WHAT TO DO:
Copy each line that has the string "page" somewhere in it.

RECORDS:
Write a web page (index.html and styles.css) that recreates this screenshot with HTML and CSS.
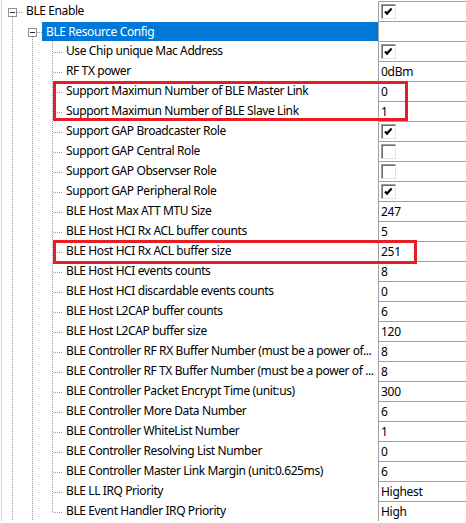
FILE: index.html
```html
<!DOCTYPE html>
<html>
<head>
  <meta charset="UTF-8">
  <title>BLE Config</title>
  <link rel="stylesheet" href="styles.css">
</head>
<body>
  <div class="grid">
    <div class="row">
      <div class="name">
        <span class="guide toggle"><span class="box"></span></span>
        <span class="label">BLE Enable</span>
      </div>
      <div class="value"><span class="check on"></span></div>
    </div>
    <div class="row">
      <div class="name">
        <span class="guide line"></span>
        <span class="guide toggle"><span class="box"></span></span>
        <span class="label selected">BLE Resource Config</span>
      </div>
      <div class="value"></div>
    </div>
    <div class="row">
      <div class="name"><span class="guide line"></span><span class="guide line"></span><span class="guide branch"></span>
        <span class="label">Use Chip unique Mac Address</span></div>
      <div class="value"><span class="check on"></span></div>
    </div>
    <div class="row">
      <div class="name"><span class="guide line"></span><span class="guide line"></span><span class="guide branch"></span>
        <span class="label">RF TX power</span></div>
      <div class="value">0dBm</div>
    </div>
    <div class="row">
      <div class="name"><span class="guide line"></span><span class="guide line"></span><span class="guide branch"></span>
        <span class="label">Support Maximun Number of BLE Master Link</span></div>
      <div class="value">0</div>
    </div>
    <div class="row">
      <div class="name"><span class="guide line"></span><span class="guide line"></span><span class="guide branch"></span>
        <span class="label">Support Maximun Number of BLE Slave Link</span></div>
      <div class="value">1</div>
    </div>
    <div class="row">
      <div class="name"><span class="guide line"></span><span class="guide line"></span><span class="guide branch"></span>
        <span class="label">Support GAP Broadcaster Role</span></div>
      <div class="value"><span class="check on"></span></div>
    </div>
    <div class="row">
      <div class="name"><span class="guide line"></span><span class="guide line"></span><span class="guide branch"></span>
        <span class="label">Support GAP Central Role</span></div>
      <div class="value"><span class="check"></span></div>
    </div>
    <div class="row">
      <div class="name"><span class="guide line"></span><span class="guide line"></span><span class="guide branch"></span>
        <span class="label">Support GAP Observser Role</span></div>
      <div class="value"><span class="check"></span></div>
    </div>
    <div class="row">
      <div class="name"><span class="guide line"></span><span class="guide line"></span><span class="guide branch"></span>
        <span class="label">Support GAP Peripheral Role</span></div>
      <div class="value"><span class="check on"></span></div>
    </div>
    <div class="row">
      <div class="name"><span class="guide line"></span><span class="guide line"></span><span class="guide branch"></span>
        <span class="label">BLE Host Max ATT MTU Size</span></div>
      <div class="value">247</div>
    </div>
    <div class="row">
      <div class="name"><span class="guide line"></span><span class="guide line"></span><span class="guide branch"></span>
        <span class="label">BLE Host HCI Rx ACL buffer counts</span></div>
      <div class="value">5</div>
    </div>
    <div class="row">
      <div class="name"><span class="guide line"></span><span class="guide line"></span><span class="guide branch"></span>
        <span class="label">BLE Host HCI Rx ACL buffer size</span></div>
      <div class="value">251</div>
    </div>
    <div class="row">
      <div class="name"><span class="guide line"></span><span class="guide line"></span><span class="guide branch"></span>
        <span class="label">BLE Host HCI events counts</span></div>
      <div class="value">8</div>
    </div>
    <div class="row">
      <div class="name"><span class="guide line"></span><span class="guide line"></span><span class="guide branch"></span>
        <span class="label">BLE Host HCI discardable events counts</span></div>
      <div class="value">0</div>
    </div>
    <div class="row">
      <div class="name"><span class="guide line"></span><span class="guide line"></span><span class="guide branch"></span>
        <span class="label">BLE Host L2CAP buffer counts</span></div>
      <div class="value">6</div>
    </div>
    <div class="row">
      <div class="name"><span class="guide line"></span><span class="guide line"></span><span class="guide branch"></span>
        <span class="label">BLE Host L2CAP buffer size</span></div>
      <div class="value">120</div>
    </div>
    <div class="row">
      <div class="name"><span class="guide line"></span><span class="guide line"></span><span class="guide branch"></span>
        <span class="label">BLE Controller RF RX Buffer Number (must be a power of...</span></div>
      <div class="value">8</div>
    </div>
    <div class="row">
      <div class="name"><span class="guide line"></span><span class="guide line"></span><span class="guide branch"></span>
        <span class="label">BLE Controller RF TX Buffer Number (must be a power of ...</span></div>
      <div class="value">8</div>
    </div>
    <div class="row">
      <div class="name"><span class="guide line"></span><span class="guide line"></span><span class="guide branch"></span>
        <span class="label">BLE Controller Packet Encrypt Time (unit:us)</span></div>
      <div class="value">300</div>
    </div>
    <div class="row">
      <div class="name"><span class="guide line"></span><span class="guide line"></span><span class="guide branch"></span>
        <span class="label">BLE Controller More Data Number</span></div>
      <div class="value">6</div>
    </div>
    <div class="row">
      <div class="name"><span class="guide line"></span><span class="guide line"></span><span class="guide branch"></span>
        <span class="label">BLE Controller WhiteList Number</span></div>
      <div class="value">1</div>
    </div>
    <div class="row">
      <div class="name"><span class="guide line"></span><span class="guide line"></span><span class="guide branch"></span>
        <span class="label">BLE Controller Resolving List Number</span></div>
      <div class="value">0</div>
    </div>
    <div class="row">
      <div class="name"><span class="guide line"></span><span class="guide line"></span><span class="guide branch"></span>
        <span class="label">BLE Controller Master Link Margin (unit:0.625ms)</span></div>
      <div class="value">6</div>
    </div>
    <div class="row">
      <div class="name"><span class="guide line"></span><span class="guide line"></span><span class="guide branch"></span>
        <span class="label">BLE LL IRQ Priority</span></div>
      <div class="value">Highest</div>
    </div>
    <div class="row">
      <div class="name"><span class="guide line"></span><span class="guide line"></span><span class="guide branch last"></span>
        <span class="label">BLE Event Handler IRQ Priority</span></div>
      <div class="value">High</div>
    </div>

    <!-- red annotation boxes drawn over the grid -->
    <div class="mark mark-links"></div>
    <div class="mark mark-acl"></div>
  </div>
</body>
</html>
```

FILE: styles.css
```css
body {
  margin: 0;
  background: #fff;
  font-family: "Noto Sans", "Open Sans", sans-serif;
  font-size: 12px;
  color: #000;
  overflow: hidden;
}
.grid {
  position: relative;
  margin-left: 1px;
  padding-top: 1px;
  border-left: 1px solid #d4d4d4;
}
.row {
  display: flex;
  height: 20px;
}
.name {
  display: flex;
  width: 376px;
  flex-shrink: 0;
  overflow: hidden;
}
.guide {
  display: block;
  width: 20px;
  height: 20px;
  flex-shrink: 0;
  background-repeat: no-repeat;
}
.guide.line {
  background-image: repeating-linear-gradient(#a0a0a0 0 1px, transparent 1px 2px);
  background-position: 10px 0;
  background-size: 1px 100%;
}
.guide.branch {
  background-image:
    repeating-linear-gradient(#a0a0a0 0 1px, transparent 1px 2px),
    repeating-linear-gradient(to right, #a0a0a0 0 1px, transparent 1px 2px);
  background-position: 10px 0, 11px 11px;
  background-size: 1px 100%, 10px 1px;
}
.guide.branch.last {
  background-size: 1px 12px, 10px 1px;
}
.guide.toggle {
  background-image:
    repeating-linear-gradient(#a0a0a0 0 1px, transparent 1px 2px),
    repeating-linear-gradient(to right, #a0a0a0 0 1px, transparent 1px 2px);
  background-position: 10px 16px, 15px 11px;
  background-size: 1px 4px, 8px 1px;
}
.box {
  display: block;
  width: 7px;
  height: 7px;
  margin: 7px 0 0 6px;
  border: 1px solid #8e8f8f;
  background: #fff linear-gradient(#1b2a4a, #1b2a4a) center / 5px 1px no-repeat;
}
.label {
  flex: 1;
  padding-left: 4px;
  line-height: 20px;
  white-space: nowrap;
  overflow: hidden;
  letter-spacing: -0.4px;
}
.label.selected {
  background: #0078d7;
  color: #fff;
  margin-top: 1px;
  line-height: 19px;
}
.value {
  flex: 1;
  box-sizing: border-box;
  height: 20px;
  border-top: 1px solid #a0a0a0;
  border-left: 1px solid #a0a0a0;
  padding-left: 2px;
  line-height: 19px;
  white-space: nowrap;
  letter-spacing: -0.3px;
}
.check {
  display: block;
  box-sizing: border-box;
  width: 15px;
  height: 15px;
  margin-top: 2px;
  border: 1px solid;
  border-color: #a0a0a0 #e3e3e3 #e3e3e3 #a0a0a0;
  box-shadow: inset 1px 1px 0 #6b6b6b;
  background: #fff;
}
.check.on {
  background: #fff url("data:image/svg+xml,%3Csvg xmlns='http://www.w3.org/2000/svg' width='13' height='13'%3E%3Cpath d='M3 6.5 L5 8.6 L9.6 3.6' fill='none' stroke='%23000' stroke-width='2.2'/%3E%3C/svg%3E") 0 0 no-repeat;
}
.mark {
  position: absolute;
  border: 3px solid #e81c25;
  box-sizing: border-box;
}
.mark-links {
  left: 51px;
  top: 81px;
  width: 355px;
  height: 40px;
}
.mark-acl {
  left: 51px;
  top: 240px;
  width: 364px;
  height: 24px;
}
```
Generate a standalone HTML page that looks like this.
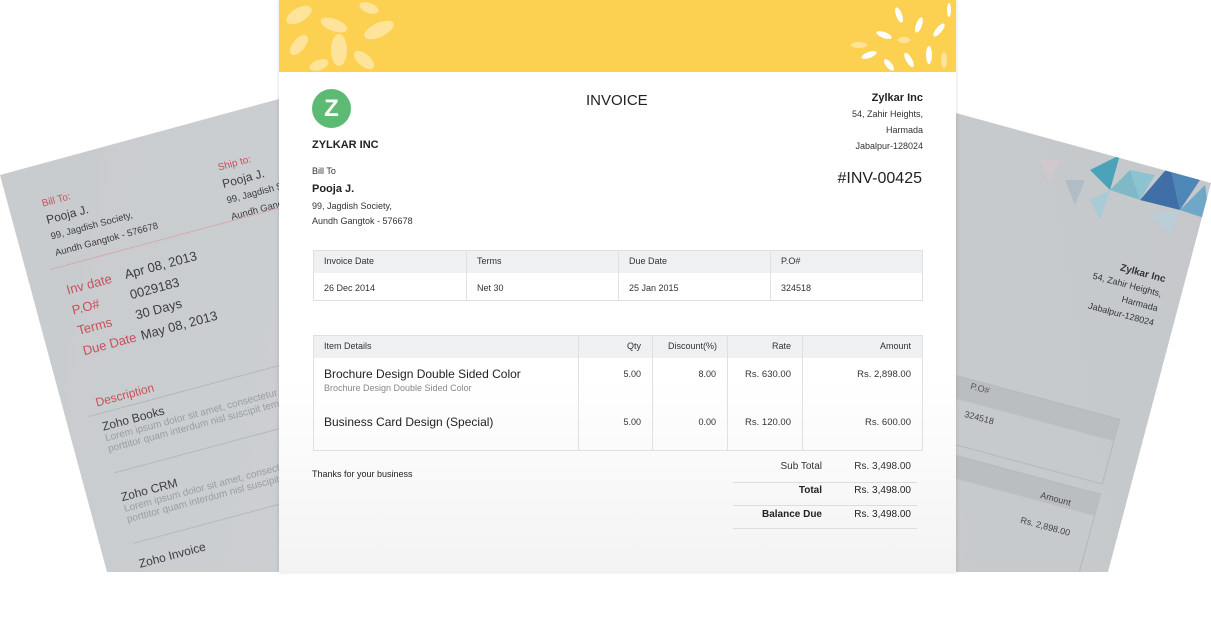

EXPECTED ANSWER:
Write a web page (index.html and styles.css) that recreates this screenshot with HTML and CSS.
Generate a standalone HTML page that looks like this.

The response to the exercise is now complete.